Satellite Images Reveal El Fasher 'Slaughterhouse' After RSF Massacre
Satellite images show Sudanese city emptied after massacre

Satellite imagery has exposed the Sudanese city of El Fasher as a desolate "massive crime scene" following its capture by the paramilitary Rapid Support Forces (RSF), with evidence pointing to a systematic effort to conceal a large-scale massacre.

A City Transformed into a 'Slaughterhouse'

Analysis from the Yale Humanitarian Research Lab shows a chilling transformation. Where a bustling livestock market teemed with people, vehicles, and carts in November 2023, an image from 17 November 2025 shows no signs of life. Markets are now overgrown and all livestock appears to have been removed from the city, which was home to 1.5 million people before the war began in April 2023.

"It's beginning to look a lot like a slaughterhouse," said Nathaniel Raymond, director of the Yale lab. The city remains sealed off to outsiders, including UN war crimes investigators, forcing experts to rely on satellite evidence. This has revealed a network of newly dug pits, believed to be for mass burials or cremation, with large piles of corpses gathered in the streets awaiting disposal.

The Staggering Human Toll

While the final death toll is unclear, British MPs were privately briefed that at least 60,000 people have been murdered in El Fasher in a three-week period. Sarah Champion, chair of the Commons international development select committee, confirmed the shocking estimate.

Perhaps even more alarming is the fate of up to 150,000 residents who remain unaccounted for since the RSF overran the city, the army's last major stronghold in Darfur, on 26 October 2025. They are not thought to have fled, leading to grim speculation. Some sources describe small numbers being held in detention centres, but this does not explain the vast majority missing.

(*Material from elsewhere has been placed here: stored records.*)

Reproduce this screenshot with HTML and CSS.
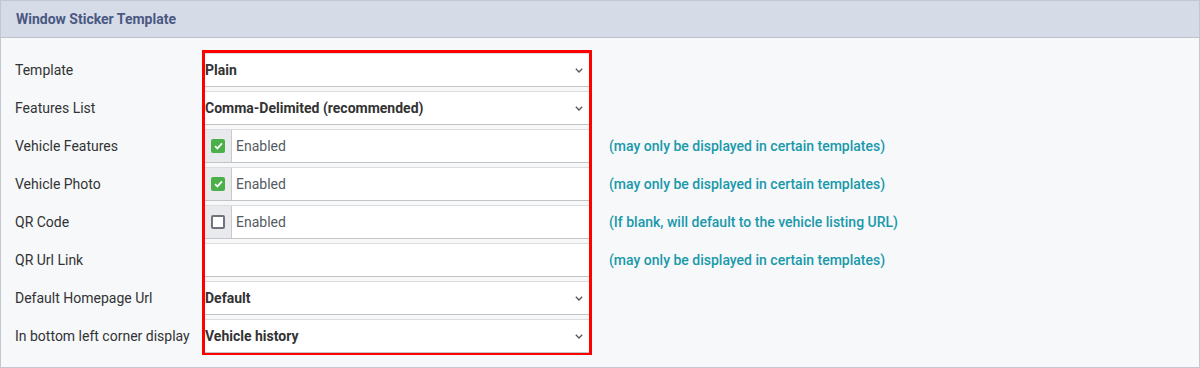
FILE: index.html
```html
<!DOCTYPE html>
<html>
<head>
  <meta charset="UTF-8">
  <title>Window Sticker Template</title>
  <link rel="stylesheet" href="styles.css">
</head>
<body>
  <div class="panel">
    <div class="panel-header">Window Sticker Template</div>
    <div class="panel-body">
      <div class="label-col">
        <div class="form-label">Template</div>
        <div class="form-label">Features List</div>
        <div class="form-label">Vehicle Features</div>
        <div class="form-label">Vehicle Photo</div>
        <div class="form-label">QR Code</div>
        <div class="form-label">QR Url Link</div>
        <div class="form-label">Default Homepage Url</div>
        <div class="form-label">In bottom left corner display</div>
      </div>

      <div class="field-col highlight">
        <div class="field select-field">
          <span class="select-value">Plain</span>
          <svg class="chevron" width="8" height="5" viewBox="0 0 8 5"><polyline points="0.8,0.8 4,4 7.2,0.8" fill="none" stroke="#555" stroke-width="1.3"/></svg>
        </div>
        <div class="field select-field">
          <span class="select-value">Comma-Delimited (recommended)</span>
          <svg class="chevron" width="8" height="5" viewBox="0 0 8 5"><polyline points="0.8,0.8 4,4 7.2,0.8" fill="none" stroke="#555" stroke-width="1.3"/></svg>
        </div>
        <div class="field check-field">
          <span class="addon">
            <span class="checkbox checked">
              <svg width="9" height="8" viewBox="0 0 9 8"><polyline points="1,4.2 3.4,6.4 8,1.4" fill="none" stroke="#fff" stroke-width="1.8"/></svg>
            </span>
          </span>
          <span class="check-text">Enabled</span>
        </div>
        <div class="field check-field">
          <span class="addon">
            <span class="checkbox checked">
              <svg width="9" height="8" viewBox="0 0 9 8"><polyline points="1,4.2 3.4,6.4 8,1.4" fill="none" stroke="#fff" stroke-width="1.8"/></svg>
            </span>
          </span>
          <span class="check-text">Enabled</span>
        </div>
        <div class="field check-field">
          <span class="addon">
            <span class="checkbox"></span>
          </span>
          <span class="check-text">Enabled</span>
        </div>
        <div class="field text-field"></div>
        <div class="field select-field">
          <span class="select-value">Default</span>
          <svg class="chevron" width="8" height="5" viewBox="0 0 8 5"><polyline points="0.8,0.8 4,4 7.2,0.8" fill="none" stroke="#555" stroke-width="1.3"/></svg>
        </div>
        <div class="field select-field">
          <span class="select-value">Vehicle history</span>
          <svg class="chevron" width="8" height="5" viewBox="0 0 8 5"><polyline points="0.8,0.8 4,4 7.2,0.8" fill="none" stroke="#555" stroke-width="1.3"/></svg>
        </div>
      </div>

      <div class="help-col">
        <div class="help-text"></div>
        <div class="help-text"></div>
        <div class="help-text">(may only be displayed in certain templates)</div>
        <div class="help-text">(may only be displayed in certain templates)</div>
        <div class="help-text">(If blank, will default to the vehicle listing URL)</div>
        <div class="help-text">(may only be displayed in certain templates)</div>
        <div class="help-text"></div>
        <div class="help-text"></div>
      </div>
    </div>
  </div>
</body>
</html>
```

FILE: styles.css
```css
html, body {
  margin: 0;
  padding: 0;
}
body {
  font-family: Roboto, "Liberation Sans", Arial, sans-serif;
  background-color: #ffffff;
}
.panel {
  width: 1200px;
  height: 368px;
  box-sizing: border-box;
  border: 1px solid #c3c8d0;
  background-color: #f6f8fa;
}
.panel-header {
  height: 37px;
  box-sizing: border-box;
  padding-left: 15px;
  line-height: 36px;
  background-color: #d5dce8;
  border-bottom: 1px solid #bcc3ce;
  font-size: 14px;
  font-weight: 700;
  color: #4a5882;
}
.panel-body {
  display: flex;
  padding: 12px 0 0 14px;
}
.label-col,
.help-col {
  display: flex;
  flex-direction: column;
  gap: 4px;
  padding-top: 3px;
}
.label-col {
  width: 187px;
}
.form-label {
  height: 34px;
  display: flex;
  align-items: center;
  font-size: 14px;
  color: #333;
}
.highlight {
  border: 3px solid #ff0000;
  border-bottom-width: 2px;
}
.field-col {
  width: 384px;
  display: flex;
  flex-direction: column;
  gap: 4px;
}
.field {
  height: 34px;
  box-sizing: border-box;
  display: flex;
  align-items: center;
  background-color: #fff;
  border-top: 1px solid #dcdcdc;
  border-bottom: 1px solid #c4c4c4;
}
.select-field {
  justify-content: space-between;
  padding-right: 6px;
}
.select-value {
  font-size: 14px;
  font-weight: 700;
  color: #333;
}
.chevron {
  display: block;
}
.check-field {
  align-items: stretch;
}
.addon {
  width: 26px;
  display: flex;
  align-items: center;
  justify-content: center;
  background-color: #e8eaee;
  border-right: 1px solid #c9c9c9;
}
.checkbox {
  width: 14px;
  height: 14px;
  box-sizing: border-box;
  border: 2px solid #70737c;
  border-radius: 2px;
  background-color: #fff;
  display: flex;
  align-items: center;
  justify-content: center;
}
.checkbox.checked {
  border: none;
  background-color: #4cb04a;
}
.check-text {
  display: flex;
  align-items: center;
  padding-left: 4px;
  font-size: 14px;
  color: #555b63;
}
.help-col {
  padding-left: 17px;
}
.help-text {
  height: 34px;
  display: flex;
  align-items: center;
  font-size: 14px;
  font-weight: 500;
  color: #1a98ab;
}
```
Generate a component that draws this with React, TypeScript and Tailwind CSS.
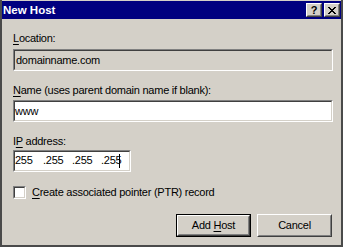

Human rights experts now believe the atrocities in El Fasher are likely the worst single war crime of the Sudanese civil war, a conflict already characterised by mass atrocities and ethnic cleansing. Over 32 months, the war has killed as many as 400,000 people and displaced almost 13 million, creating the world's biggest humanitarian crisis.

Blocked Aid and Famine Conditions

Despite pledging access, the RSF has refused to allow the UN or humanitarian organisations into El Fasher to deliver aid or investigate. Aid convoys are stuck on standby in nearby towns as negotiations for safety guarantees fail. A UN source stated there is currently no guarantee of safe passage for civilians or aid workers.

This blockade is catastrophic as the city has been declared to be in famine, with "staggering" levels of malnutrition reported among those who managed to escape. The need for assistance is deemed critical.

The report also highlights renewed calls for investigation into an RSF attack on the Zamzam displacement camp six months earlier. A new Amnesty International report documents how the RSF targeted civilians and destroyed infrastructure there, warranting war crimes investigations.

With the city locked down and evidence being actively destroyed, the full horror of what happened in El Fasher may never be fully known, but satellite images paint a picture of a city emptied and scarred by unimaginable violence.